Lorsque cette réforme est accomplie dans toutes les cités, on peut dire que l’ancien moule de la société est brisé et qu’il se forme un nouveau corps social. Ce changement dans les cadres que l’ancienne religion héréditaire avait établis et qu’elle déclarait immuables, marque la fin du régime religieux de la cité.

3o  Histoire de cette révolution à Rome.

La plèbe eut de bonne heure à Rome une grande importance. La situation de la ville entre les Latins, les Sabins et les Étrusques la condamnait à une guerre perpétuelle, et la guerre exigeait qu’elle eût une population nombreuse. Aussi les rois avaient-ils accueilli et appelé tous les étrangers, sans avoir égard à leur origine.
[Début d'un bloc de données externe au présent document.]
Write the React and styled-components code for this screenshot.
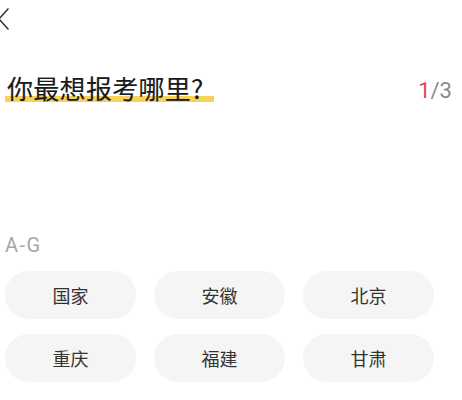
import React from 'react';
import styled, { createGlobalStyle } from 'styled-components';

const Global = createGlobalStyle`
  body {
    margin: 0;
    background: #fff;
    font-family: "Noto Sans CJK SC", "Noto Sans", sans-serif;
  }
`;

const Page = styled.div`
  width: 462px;
  height: 400px;
  overflow: hidden;
  background: #fff;
  display: flex;
  flex-direction: column;
`;

const TopBar = styled.div`
  height: 38px;
  display: flex;
  align-items: center;
`;

const Back = styled.svg`
  width: 12px;
  height: 24px;
  margin-left: -2px;
`;

const TitleRow = styled.div`
  margin-top: 32px;
  display: flex;
  align-items: flex-start;
  justify-content: space-between;
  padding: 0 10px 0 5px;
`;

const Title = styled.h1`
  margin: 0;
  font-size: 26px;
  font-weight: 400;
  -webkit-text-stroke: 0.15px #1a1a1a;
  color: #1a1a1a;
  line-height: 36px;
  padding: 0 10px 0 2px;
  letter-spacing: 0.3px;
  background: linear-gradient(to bottom, transparent 72%, #f6d25a 72%, #f6d25a 90%, transparent 90%);
`;

const Progress = styled.div`
  font-family: "Roboto", "Noto Sans", sans-serif;
  font-size: 22px;
  line-height: 34px;
  color: #8a8a8a;
  margin-top: 4px;
  span {
    color: #d64a55;
  }
`;

const Group = styled.div`
  margin-top: 124px;
  padding-left: 5px;
`;

const GroupLabel = styled.div`
  font-family: "Roboto", "Noto Sans", sans-serif;
  font-size: 20px;
  font-weight: 400;
  color: #a6a6a6;
  line-height: 26px;
  letter-spacing: 1.5px;
`;

const Grid = styled.div`
  margin-top: 13px;
  display: grid;
  grid-template-columns: repeat(3, 131px);
  column-gap: 18px;
  row-gap: 15px;
`;

const Chip = styled.div`
  height: 48px;
  border-radius: 24px;
  background: #f5f5f5;
  display: flex;
  align-items: center;
  justify-content: center;
  font-size: 18px;
  color: #333;
`;

const places = ['国家', '安徽', '北京', '重庆', '福建', '甘肃'];

export default function App() {
  return (
    <Page>
      <Global />
      <TopBar>
        <Back viewBox="0 0 12 24">
          <path d="M10 2 L1 12 L10 22" fill="none" stroke="#333" strokeWidth="1.6" strokeLinecap="round" strokeLinejoin="round" />
        </Back>
      </TopBar>
      <TitleRow>
        <Title>你最想报考哪里?</Title>
        <Progress><span>1</span>/3</Progress>
      </TitleRow>
      <Group>
        <GroupLabel>A-G</GroupLabel>
        <Grid>
          {places.map((p) => (
            <Chip key={p}>{p}</Chip>
          ))}
        </Grid>
      </Group>
    </Page>
  );
}
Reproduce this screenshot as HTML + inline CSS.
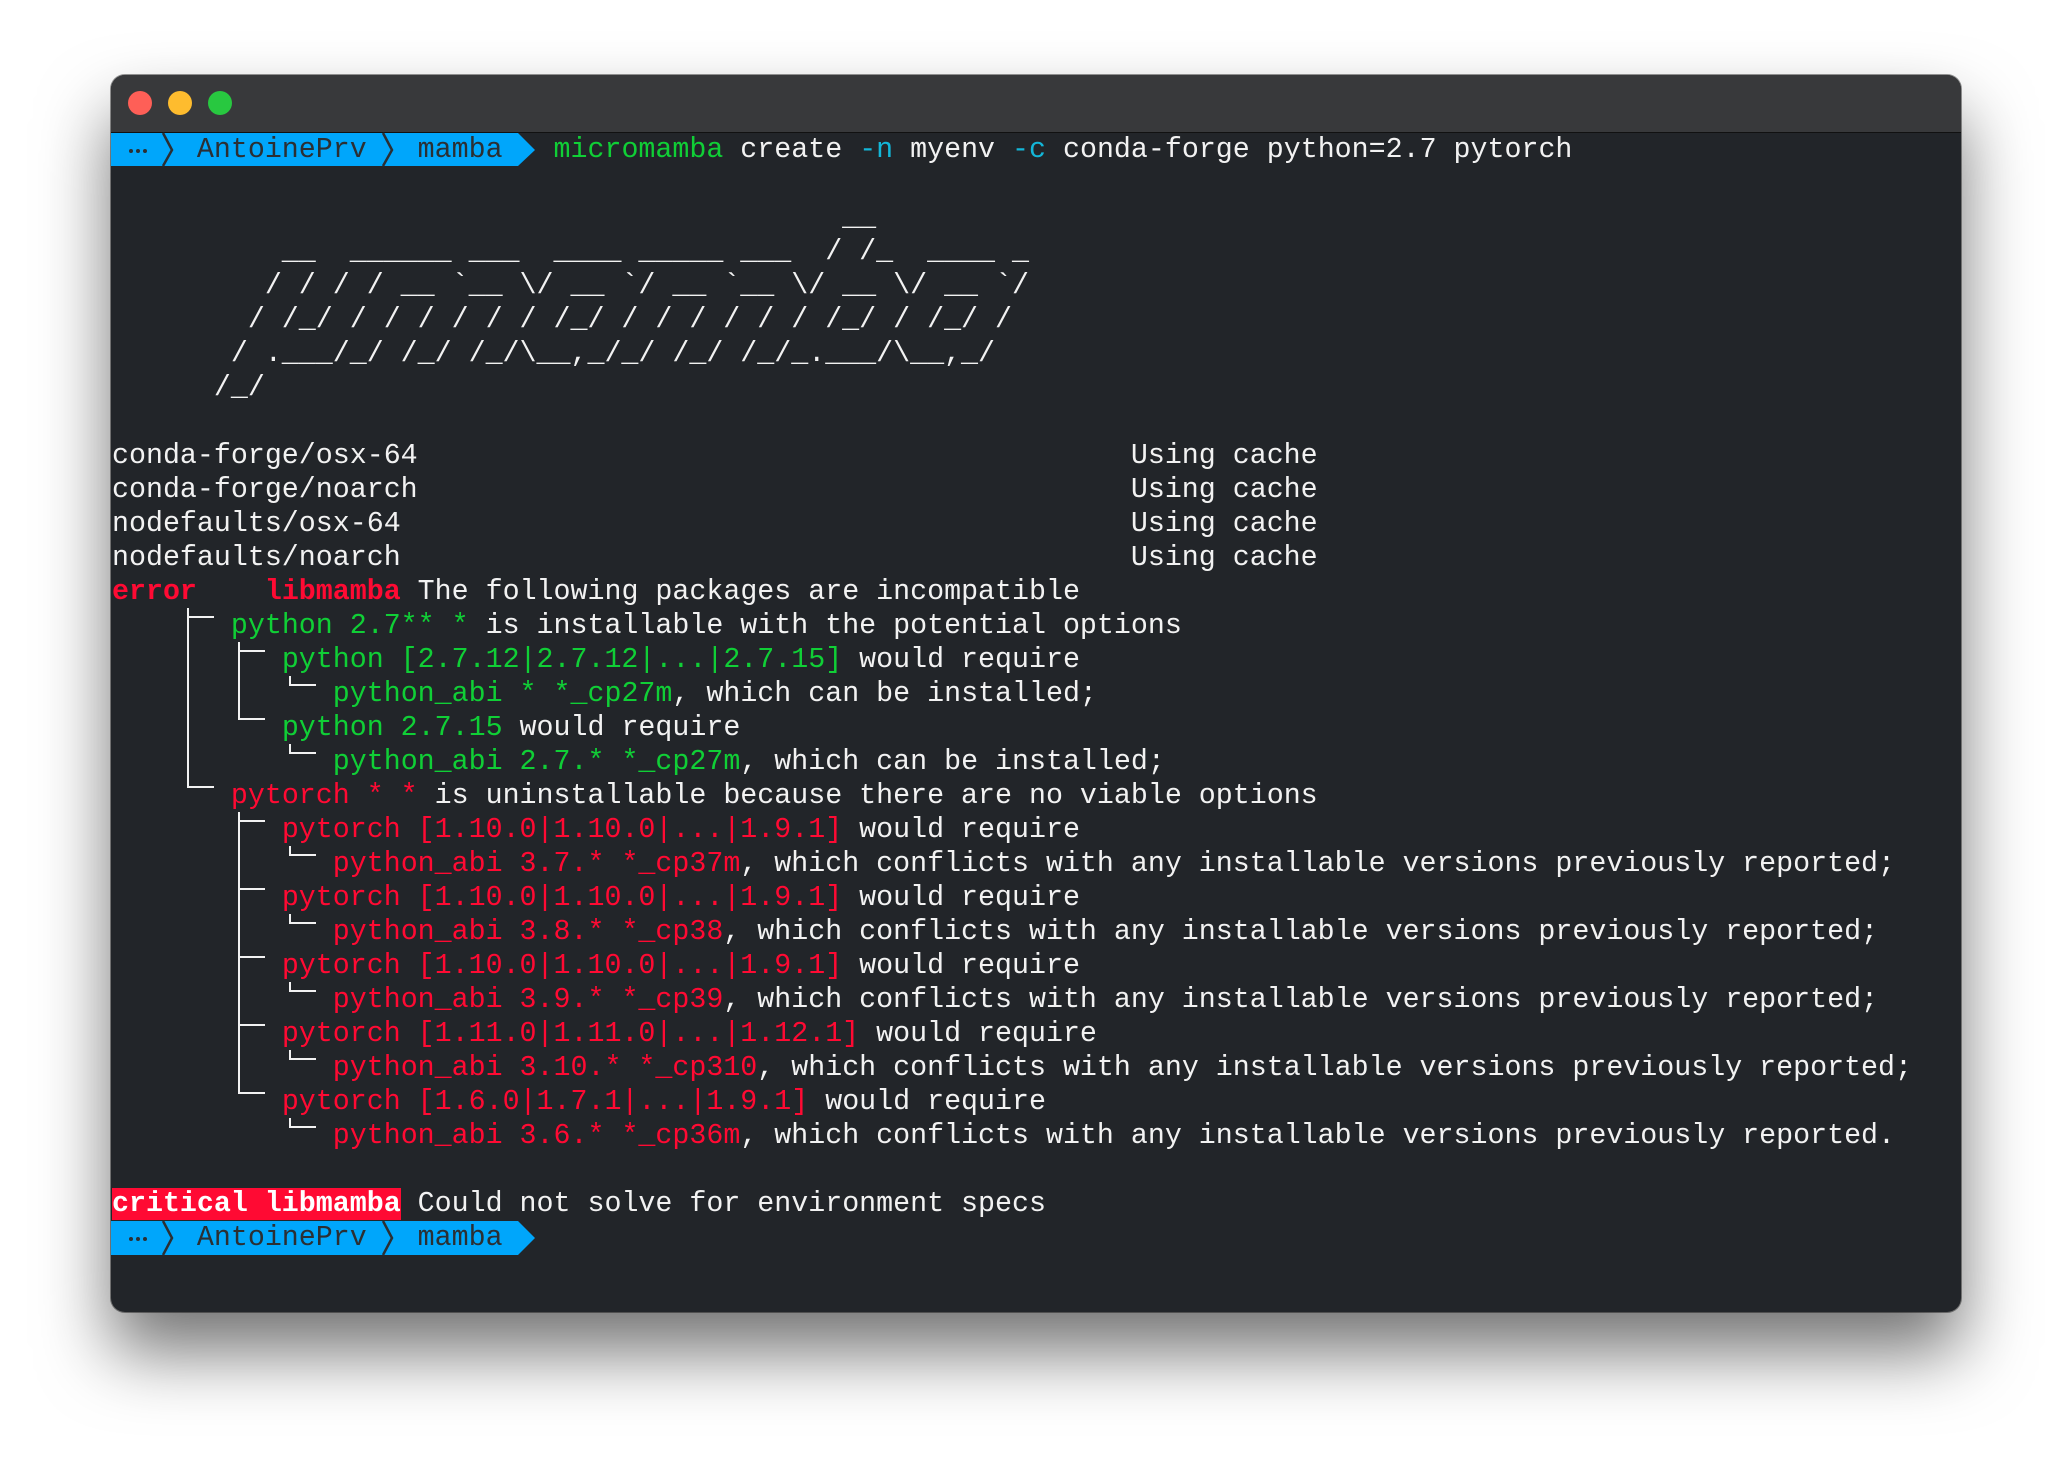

Les guerres se succédaient sans cesse, et comme on avait besoin d’hommes, le résultat le plus ordinaire de chaque victoire était qu’on enlevait à la ville vaincue sa population pour la transférer à Rome. Que devenaient ces hommes ainsi amenés avec le butin ? S’il se trouvait parmi eux des familles sacerdotales et patriciennes, le patriciat s’empressait de se les adjoindre. Quant à la foule, une partie entrait dans la clientèle des grands ou du roi, une partie était reléguée dans la plèbe.

  1. Aristote, Pol., VII, 3, 11 (VI, 3).